Camões e a consciência nacional

Na estimativa dos portugueses, Os Lusíadas constituem a Bíblia nacional, e este juízo é corroborado por numerosos estrangeiros, como por exemplo Cervantes, que apelidou o poema de Tesoro del luso, e Hegel, que o reputou inteiramente nacional.

Pode discutir-se se a conceção da história portuguesa como valor épico é original de Camões, ou se o poeta foi apenas o realizador estético de uma ideia e aspiração que lhe era anterior. Os factos parecem inculcar esta última opinião; mas, seja qual for a resolução final do debate, sempre ficará líquido que a inspiração camoniana brotou do ambiente e da história nacional. Por isso Camões não é a réplica portuguesa de Virgílio, Ariosto e Tasso, e para o provar, por outra via, abundam as investigações sobre as fontes do poema, concordes em nos apresentarem Camões meticuloso na exatidão dos factos, quer os colhesse nos livros, em grande maioria portugueses, quer na experiência pessoal, do que viu, observou e padeceu.

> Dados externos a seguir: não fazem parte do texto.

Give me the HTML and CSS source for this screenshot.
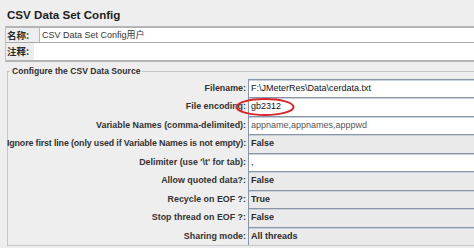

Se o assunto e as fontes prendem objetivamente Os Lusíadas à história pátria, força é reconhecer que a composição do poema obedece ao primado da vontade, que não da inteligência como centro convergente.

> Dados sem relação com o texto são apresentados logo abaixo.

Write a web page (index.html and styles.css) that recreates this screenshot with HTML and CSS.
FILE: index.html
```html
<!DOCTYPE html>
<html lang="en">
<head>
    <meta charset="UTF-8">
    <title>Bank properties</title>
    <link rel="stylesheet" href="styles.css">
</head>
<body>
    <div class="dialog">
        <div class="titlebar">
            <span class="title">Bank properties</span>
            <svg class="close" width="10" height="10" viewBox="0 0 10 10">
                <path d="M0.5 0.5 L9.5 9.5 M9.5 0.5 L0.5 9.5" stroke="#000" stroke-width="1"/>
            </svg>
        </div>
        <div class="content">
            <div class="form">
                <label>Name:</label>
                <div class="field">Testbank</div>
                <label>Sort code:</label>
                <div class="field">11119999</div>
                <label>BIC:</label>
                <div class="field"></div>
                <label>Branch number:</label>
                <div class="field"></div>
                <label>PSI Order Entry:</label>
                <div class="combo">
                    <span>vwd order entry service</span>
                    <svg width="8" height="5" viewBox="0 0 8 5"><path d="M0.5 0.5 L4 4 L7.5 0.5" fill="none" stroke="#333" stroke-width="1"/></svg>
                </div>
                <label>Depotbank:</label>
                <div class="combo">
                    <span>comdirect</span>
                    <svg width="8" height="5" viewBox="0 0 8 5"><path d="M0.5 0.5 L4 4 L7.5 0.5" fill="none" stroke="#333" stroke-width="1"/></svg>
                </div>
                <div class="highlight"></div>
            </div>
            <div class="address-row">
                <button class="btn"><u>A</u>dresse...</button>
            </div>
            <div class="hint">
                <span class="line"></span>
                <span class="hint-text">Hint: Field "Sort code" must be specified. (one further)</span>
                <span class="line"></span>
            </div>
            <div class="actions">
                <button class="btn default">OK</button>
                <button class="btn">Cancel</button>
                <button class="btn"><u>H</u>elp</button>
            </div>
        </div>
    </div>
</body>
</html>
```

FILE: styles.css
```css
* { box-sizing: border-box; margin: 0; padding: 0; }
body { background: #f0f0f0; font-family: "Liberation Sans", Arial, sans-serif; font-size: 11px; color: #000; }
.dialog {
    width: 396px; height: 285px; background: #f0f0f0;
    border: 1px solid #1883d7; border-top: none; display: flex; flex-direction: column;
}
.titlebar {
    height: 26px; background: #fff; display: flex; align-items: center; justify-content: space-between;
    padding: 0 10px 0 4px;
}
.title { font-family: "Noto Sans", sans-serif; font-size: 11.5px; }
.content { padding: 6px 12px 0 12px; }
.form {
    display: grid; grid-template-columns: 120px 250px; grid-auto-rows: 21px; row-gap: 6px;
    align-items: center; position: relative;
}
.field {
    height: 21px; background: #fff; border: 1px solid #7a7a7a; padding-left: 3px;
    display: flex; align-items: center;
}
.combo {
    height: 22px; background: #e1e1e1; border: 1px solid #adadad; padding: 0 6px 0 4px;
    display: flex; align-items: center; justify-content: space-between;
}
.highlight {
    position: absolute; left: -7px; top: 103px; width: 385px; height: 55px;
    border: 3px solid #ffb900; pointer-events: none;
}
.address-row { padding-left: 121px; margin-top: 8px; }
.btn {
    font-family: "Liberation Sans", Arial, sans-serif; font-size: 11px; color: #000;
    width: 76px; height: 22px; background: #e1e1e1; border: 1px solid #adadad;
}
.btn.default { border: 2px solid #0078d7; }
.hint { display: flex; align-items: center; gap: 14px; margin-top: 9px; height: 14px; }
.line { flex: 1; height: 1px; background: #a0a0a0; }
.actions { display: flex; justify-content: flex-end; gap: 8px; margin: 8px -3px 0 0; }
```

Camões não se deteve em análises psicológicas, não transmitiu dúvidas nem lutas interiores, nem se extasiou na modelação de visões escultóricas; admirou e exaltou a vontade inquebrantável e tenaz na medida em que ela realiza aspirações coletivas e se coloca ao serviço de fins nacionais.

Realmente Os Lusíadas são um poema de ação e da vontade, de empresas e realizações coletivas, em que o herói, sua incarnação, é um momento na sequência dos acontecimentos. Daí a unidade do poema, cujo centro são os feitos dos portugueses.

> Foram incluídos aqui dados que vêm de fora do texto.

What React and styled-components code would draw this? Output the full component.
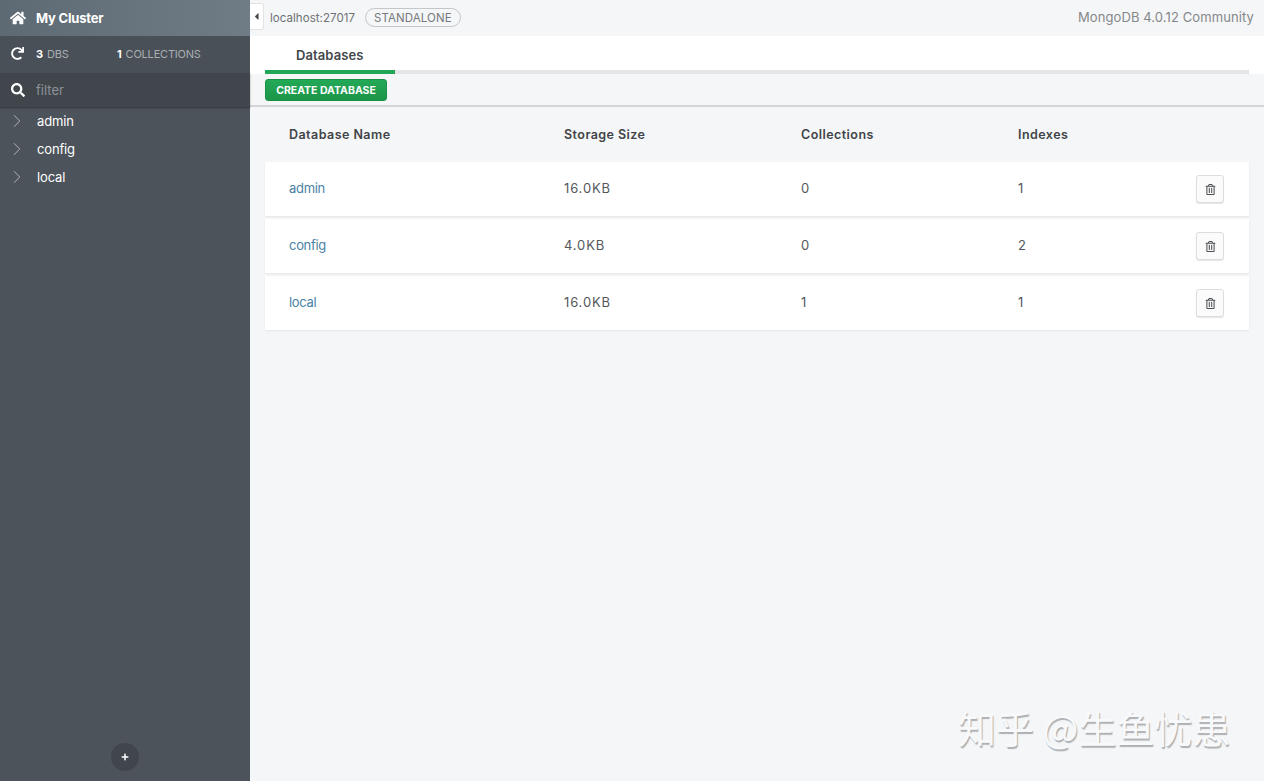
import React from "react";
import styled, { createGlobalStyle } from "styled-components";
import { FaHome, FaSearch, FaRegTrashAlt, FaCaretLeft, FaPlus, FaRedo } from "react-icons/fa";
import { ChevronRight } from "lucide-react";

const Global = createGlobalStyle`
  html, body { margin: 0; padding: 0; height: 100%; background: #f5f6f7; }
  #root { height: 100%; }
  * { box-sizing: border-box; }
`;
const Page = styled.div`
  display: flex; width: 1264px; height: 781px; overflow: hidden; position: relative;
  font-family: Inter, "Liberation Sans", sans-serif; background: #f5f6f7;
`;
const Sidebar = styled.aside`
  width: 250px; flex: none; display: flex; flex-direction: column; background: #4c535b; color: #fff;
`;
const ClusterBar = styled.div`
  height: 36px; display: flex; align-items: center; gap: 10px; padding-left: 10px;
  background: linear-gradient(90deg, #5e6a73, #6f7c86); font-size: 13px; font-weight: 700;
  letter-spacing: -0.2px;
`;
const StatsBar = styled.div`
  height: 37px; display: flex; align-items: center; padding: 0 0 2px 11px;
  background: #4a5058; font-size: 11px; color: #a9aeb3;
`;
const IconSlot = styled.span`
  width: 25px; flex: none; display: flex; align-items: center; color: #fff;
`;
const Stat = styled.span`
  width: ${p => p.$w}px; flex: none; letter-spacing: -0.2px;
  b { color: #fff; font-weight: 700; margin-right: 4px; }
`;
const FilterBar = styled.div`
  height: 34px; display: flex; align-items: center; padding-left: 11px; background: #40464c;
  box-shadow: 0 1px 2px rgba(0,0,0,.35); font-size: 13px; color: #8d9297; position: relative;
`;
const Tree = styled.div`
  flex: 1; display: flex; flex-direction: column;
`;
const TreeItem = styled.div`
  height: 28px; display: flex; align-items: center; padding-left: 6px; gap: 9px;
  font-size: 13px; color: #fff; letter-spacing: -0.15px;
  svg { color: #b9bdc1; margin-top: -1px; }
`;
const AddWrap = styled.div`
  height: 38px; display: flex; justify-content: center;
`;
const AddButton = styled.div`
  width: 28px; height: 28px; border-radius: 50%; background: #40464c; color: #fff;
  display: flex; align-items: center; justify-content: center;
`;
const Main = styled.main`
  flex: 1; min-width: 0; display: flex; flex-direction: column;
`;
const TopBar = styled.div`
  height: 36px; display: flex; align-items: center; padding-right: 10px; color: #7b7f83;
`;
const Collapse = styled.div`
  width: 14px; height: 27px; margin: -4px 6px 0 0; background: #fff; border: 1px solid #e2e3e4;
  border-left: none; border-radius: 0 3px 3px 0; display: flex; align-items: center; justify-content: center;
  color: #45494d;
`;
const Host = styled.span`
  font-size: 11.5px; color: #6d7175; letter-spacing: .05px; margin-right: 10px; margin-top: -1px;
`;
const Pill = styled.span`
  height: 19px; padding: 0 8px; border: 1px solid #c4c6c8; border-radius: 10px; font-size: 11.5px;
  color: #75797d; display: flex; align-items: center; margin-top: -1px; letter-spacing: .1px;
`;
const Version = styled.span`
  margin-left: auto; font-size: 13px; color: #85888b; margin-top: -2px; letter-spacing: .1px;
`;
const TabStrip = styled.div`
  height: 38px; background: #fff; padding-left: 15px; display: flex; flex-direction: column;
`;
const TabRow = styled.div`
  flex: 1; display: flex; align-items: center; padding: 4px 0 0 31px; font-size: 13px; font-weight: 600;
  color: #43474b; letter-spacing: .1px;
`;
const TabLine = styled.div`
  height: 4px; margin-right: 15px; background: #e4e5e6; display: flex;
`;
const ActiveTab = styled.div`
  width: 130px; background: #21a556;
`;
const Toolbar = styled.div`
  height: 33px; padding: 5px 15px 0; flex: none; border-bottom: 2px solid #d3d5d7;
`;
const CreateButton = styled.div`
  width: 122px; height: 22px; border-radius: 3px; background: linear-gradient(#18a54f, #119140);
  border: 1px solid #0f8a3d; display: flex; align-items: center; justify-content: center;
  color: #fff; opacity: .95; font-size: 10.5px; font-weight: 700; letter-spacing: 0;
`;
const Content = styled.div`
  padding: 0 15px;
`;
const columns = "275px 237px 217px 1fr 53px";
const HeadRow = styled.div`
  display: grid; grid-template-columns: ${columns}; height: 55px; padding: 0 0 1px 24px; align-items: center;
  font-size: 12.5px; font-weight: 600; color: #404448; letter-spacing: .45px;
`;
const Rows = styled.div`
  display: flex; flex-direction: column; gap: 3px;
`;
const Row = styled.div`
  display: grid; grid-template-columns: ${columns}; height: 54px; padding-left: 24px; align-items: center;
  background: #fff; font-size: 13px; color: #54585c; box-shadow: 0 1px 2px rgba(0,0,0,.07);
`;
const DbLink = styled.span`
  color: #4a82a5; letter-spacing: -0.3px; margin-top: -2px;
`;
const Value = styled.span`
  letter-spacing: .85px; margin-top: -2px;
`;
const TrashButton = styled.div`
  width: 28px; height: 28px; background: #fbfbfb; border: 1px solid #dcdddf; border-radius: 3px;
  box-shadow: 0 1px 1px rgba(0,0,0,.1); display: flex; align-items: center; justify-content: center;
  color: #4c5054;
`;
const Watermark = styled.div`
  position: absolute; left: 958px; top: 703px; font-family: "Noto Sans CJK SC", sans-serif;
  font-size: 38px; line-height: 48px; color: #f8f9fa; white-space: pre;
  text-shadow: 1px 2px 1px #adb0b3;
`;

const data = [
  ["admin", "16.0KB", "0", "1"],
  ["config", "4.0KB", "0", "2"],
  ["local", "16.0KB", "1", "1"],
];

export default function App() {
  return (
    <Page>
      <Global />
      <Sidebar>
        <ClusterBar><FaHome size={16} /><span>My Cluster</span></ClusterBar>
        <StatsBar>
          <IconSlot><FaRedo size={13} /></IconSlot>
          <Stat $w={81}><b>3</b>DBS</Stat>
          <Stat $w={110}><b>1</b>COLLECTIONS</Stat>
        </StatsBar>
        <FilterBar><IconSlot><FaSearch size={14} /></IconSlot>filter</FilterBar>
        <Tree>
          {data.map(d => (
            <TreeItem key={d[0]}><ChevronRight size={22} strokeWidth={1} />{d[0]}</TreeItem>
          ))}
        </Tree>
        <AddWrap><AddButton><FaPlus size={8} /></AddButton></AddWrap>
      </Sidebar>
      <Main>
        <TopBar>
          <Collapse><FaCaretLeft size={11} /></Collapse>
          <Host>localhost:27017</Host>
          <Pill>STANDALONE</Pill>
          <Version>MongoDB 4.0.12 Community</Version>
        </TopBar>
        <TabStrip>
          <TabRow>Databases</TabRow>
          <TabLine><ActiveTab /></TabLine>
        </TabStrip>
        <Toolbar><CreateButton>CREATE DATABASE</CreateButton></Toolbar>
        <Content>
          <HeadRow>
            <span>Database Name</span><span>Storage Size</span><span>Collections</span><span>Indexes</span><span />
          </HeadRow>
          <Rows>
            {data.map(d => (
              <Row key={d[0]}>
                <DbLink>{d[0]}</DbLink><Value>{d[1]}</Value><Value>{d[2]}</Value><Value>{d[3]}</Value>
                <TrashButton><FaRegTrashAlt size={11} /></TrashButton>
              </Row>
            ))}
          </Rows>
        </Content>
      </Main>
      <Watermark>知乎 @生鱼忧患</Watermark>
    </Page>
  );
}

Se a raiz do poema mergulha na história nacional, se o desenrolar da sua ação tensa se desenvolveu no plano da vontade ao serviço de fins coletivos, compreende-se que a confiança nos destinos de Portugal seja o valor ético que desperta.               

Com efeito, assim é: todas as gerações encontram n'Os Lusíadas, nas horas difíceis e incertas da Nacionalidade, alento, confiança, certeza, como em 1640 e em 1810. Ë que Camões legou-nos um modo de compreender e sentir a Nacionalidade de valor constante e objetivo, porque assenta na rocha dos factos e nos sentimentos profundos da alma portuguesa.